Among its other achievements, the musical “A Chorus Line” dramatized the difficulty of turning a star dancer into a team player, a component in an ensemble. The same lesson emerged from a four-part program by Mikhail Baryshnikov’s White Oak Dance project Tuesday, in the spacious new Charles E. Probst Center for the Performing Arts in Thousand Oaks.

At 47, Baryshnikov still looked like one of the great dancers of the century in the tailor-made Jerome Robbins solo “A Suite of Dances.” However, the corps sections of Joachim Schlomer’s exciting if inconclusive “Blue Heron” found him unable to blend in. Not because of star mannerisms or charisma, mind you: No, Baryshnikov remained restrained here to a degree approaching catatonia.

But his deepest instincts and lifelong experience as a dancer kept betraying him, imposing an individual attack--of timing, shape, response to the music--that separated him from the other fine dancers in his 5-year-old company. In this assignment, he wasn’t necessarily better than everyone else, just different. And it mattered.

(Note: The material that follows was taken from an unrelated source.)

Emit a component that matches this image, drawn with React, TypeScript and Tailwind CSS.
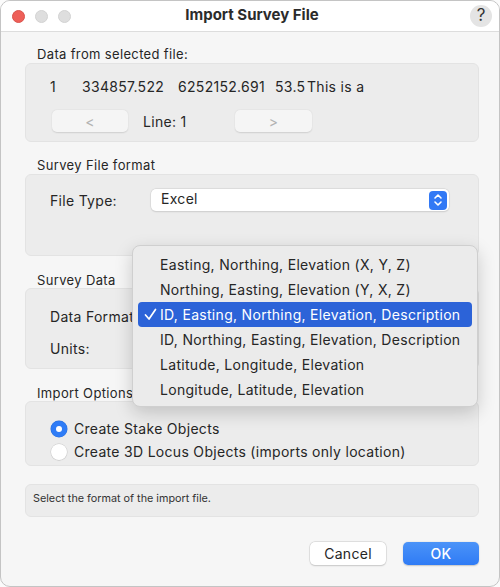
import React from "react";

const font = { fontFamily: "Inter, 'Noto Sans', 'Liberation Sans', sans-serif" };

function Label({ children }: { children: React.ReactNode }) {
  return <div className="h-[16px] leading-[16px] text-[13px] tracking-[0.35px] pl-[12px] text-[#262626]">{children}</div>;
}

function Group({ className = "", children }: { className?: string; children?: React.ReactNode }) {
  return (
    <div className={"relative rounded-[6px] bg-[#ececec] border border-[#e3e3e3] " + className}>{children}</div>
  );
}

function Radio({ checked }: { checked: boolean }) {
  return checked ? (
    <div className="w-[16px] h-[16px] rounded-full bg-[#2f7cf6] flex items-center justify-center shadow-[0_0_0_0.5px_#2a6fd9]">
      <div className="w-[6px] h-[6px] rounded-full bg-white" />
    </div>
  ) : (
    <div className="w-[16px] h-[16px] rounded-full bg-white shadow-[0_0_0_0.5px_#c9c9c9,0_0.5px_1px_rgba(0,0,0,0.15)]" />
  );
}

const items = [
  "Easting, Northing, Elevation (X, Y, Z)",
  "Northing, Easting, Elevation (Y, X, Z)",
  "ID, Easting, Northing, Elevation, Description",
  "ID, Northing, Easting, Elevation, Description",
  "Latitude, Longitude, Elevation",
  "Longitude, Latitude, Elevation",
];

export default function App() {
  return (
    <div className="w-[500px] h-[587px] bg-[#fbfbfb] relative overflow-hidden" style={font}>
      <div className="w-[500px] h-[587px] rounded-[10px] border border-[#c4c4c4] bg-[#f6f6f6] overflow-hidden flex flex-col text-[#262626]">
        {/* Title bar */}
        <div className="h-[31px] shrink-0 bg-white border-b border-[#dddddd] relative flex items-center">
          <div className="flex items-center gap-[10px] pl-[11px]">
            <div className="w-[13px] h-[13px] rounded-full bg-[#ee5f58] border border-[#d9534c]" />
            <div className="w-[13px] h-[13px] rounded-full bg-[#dedede] border border-[#d2d2d2]" />
            <div className="w-[13px] h-[13px] rounded-full bg-[#dedede] border border-[#d2d2d2]" />
          </div>
          <div className="absolute left-0 right-0 top-0 h-[29px] flex items-center justify-center text-[15px] font-bold text-[#2b2b2b] pl-[4px]">
            Import Survey File
          </div>
          <div className="absolute right-[7px] top-[4px] w-[22px] h-[22px] rounded-full bg-[#e4e4e4] flex items-center justify-center text-[17px] text-[#333]">
            ?
          </div>
        </div>

        {/* Content */}
        <div className="pl-[24px] pr-[20px] flex flex-col tracking-[0.3px]">
          <div className="mt-[14px]">
            <Label>Data from selected file:</Label>
          </div>
          <Group className="h-[79px] mt-[1px]">
            <div className="flex items-center h-[16px] mt-[15px] pl-[24px] text-[14px] leading-[16px]">
              <span className="w-[32px]">1</span>
              <span className="w-[96px]">334857.522</span>
              <span className="w-[97px]">6252152.691</span>
              <span className="w-[32px]">53.5</span>
              <span>This is a</span>
            </div>
            <div className="flex items-center mt-[15px] pl-[26px]">
              <div className="w-[76px] h-[22px] rounded-[5px] bg-[#f5f5f5] shadow-[0_0.5px_1.5px_rgba(0,0,0,0.12)] flex items-center justify-center text-[14px] text-[#b3b3b3]">
                &lt;
              </div>
              <span className="ml-[15px] w-[92px] text-[14px]">Line: 1</span>
              <div className="w-[77px] h-[22px] rounded-[5px] bg-[#f5f5f5] shadow-[0_0.5px_1.5px_rgba(0,0,0,0.12)] flex items-center justify-center text-[14px] text-[#b3b3b3]">
                &gt;
              </div>
            </div>
          </Group>

          <div className="mt-[15px]">
            <Label>Survey File format</Label>
          </div>
          <Group className="h-[82px] mt-[1px]">
            <div className="flex items-center mt-[14px] pl-[24px]">
              <span className="w-[101px] text-[14px]">File Type:</span>
              <div className="w-[298px] h-[22px] rounded-[5px] bg-white shadow-[0_0_0_0.5px_#d4d4d4,0_0.5px_1.5px_rgba(0,0,0,0.15)] flex items-center justify-between pl-[10px] pr-[2px]">
                <span className="text-[14px] leading-[16px] -mt-[2px]">Excel</span>
                <div className="w-[18px] h-[19px] rounded-[4px] bg-[#3279f5] flex items-center justify-center">
                  <svg width="10" height="14" viewBox="0 0 10 14" fill="none" stroke="white" strokeWidth="1.6" strokeLinecap="round" strokeLinejoin="round">
                    <path d="M2 5 L5 2 L8 5" />
                    <path d="M2 9 L5 12 L8 9" />
                  </svg>
                </div>
              </div>
            </div>
          </Group>

          <div className="mt-[16px]">
            <Label>Survey Data</Label>
          </div>
          <Group className="h-[81px]">
            <div className="mt-[20px] pl-[24px] text-[14px] leading-[16px]">Data Format:</div>
            <div className="mt-[16px] pl-[24px] text-[14px] leading-[16px]">Units:</div>
          </Group>

          <div className="mt-[16px]">
            <Label>Import Options</Label>
          </div>
          <Group className="h-[65px]">
            <div className="flex items-center gap-[7px] mt-[19px] pl-[25px] text-[14px] leading-[16px]">
              <Radio checked />
              <span>Create Stake Objects</span>
            </div>
            <div className="flex items-center gap-[7px] mt-[7px] pl-[25px] text-[14px] leading-[16px]">
              <Radio checked={false} />
              <span>Create 3D Locus Objects (imports only location)</span>
            </div>
          </Group>

          <Group className="h-[33px] mt-[18px]">
            <div className="pl-[7px] mt-[7px] text-[10.8px] tracking-[0px] leading-[14px] text-[#333]">Select the format of the import file.</div>
          </Group>

          <div className="flex justify-end gap-[17px] mt-[25px]">
            <div className="w-[76px] h-[23px] rounded-[5px] bg-white shadow-[0_0_0_0.5px_#d0d0d0,0_0.5px_1.5px_rgba(0,0,0,0.2)] flex items-center justify-center text-[14px]">
              Cancel
            </div>
            <div className="w-[76px] h-[23px] rounded-[5px] bg-gradient-to-b from-[#4b93f8] to-[#2f7bf5] shadow-[0_0.5px_1.5px_rgba(0,0,0,0.2)] flex items-center justify-center text-[14px] font-medium text-white">
              OK
            </div>
          </div>
        </div>
      </div>

      {/* Popup menu */}
      <div className="absolute left-[132px] top-[245px] w-[346px] h-[162px] rounded-[8px] bg-[#ebebeb] border border-[#cfcfcf] shadow-[0_6px_18px_rgba(0,0,0,0.18)] pt-[6px] px-[5px] text-[14px] tracking-[0.3px] text-[#262626]">
        {items.map((t, i) => (
          <div
            key={i}
            className={
              "h-[25px] rounded-[4px] flex items-center relative pl-[22px] " +
              (i === 2 ? "bg-[#2c63d8] text-white" : "")
            }
          >
            {i === 2 && (
              <svg className="absolute left-[6px] top-[6px]" width="13" height="13" viewBox="0 0 13 13" fill="none" stroke="white" strokeWidth="1.7" strokeLinecap="round" strokeLinejoin="round">
                <path d="M1.5 7 L5 11 L11.5 1.5" />
              </svg>
            )}
            <span className="leading-[16px]">{t}</span>
          </div>
        ))}
      </div>
    </div>
  );
}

Set to Alfred Schnittke’s “Suite in Olden Style” for violin and piano, “Blue Heron” developed from a quicksilver, mime-dominated solo for the powerful Jamie Bishton into surging group passages that often terminated in sculptural images of pain and alienation. Schlomer danced with Mark Morris’ company in Brussels and reflections of Morris arose in the spatial deployment of the nine-member cast and the movement vocabulary as well.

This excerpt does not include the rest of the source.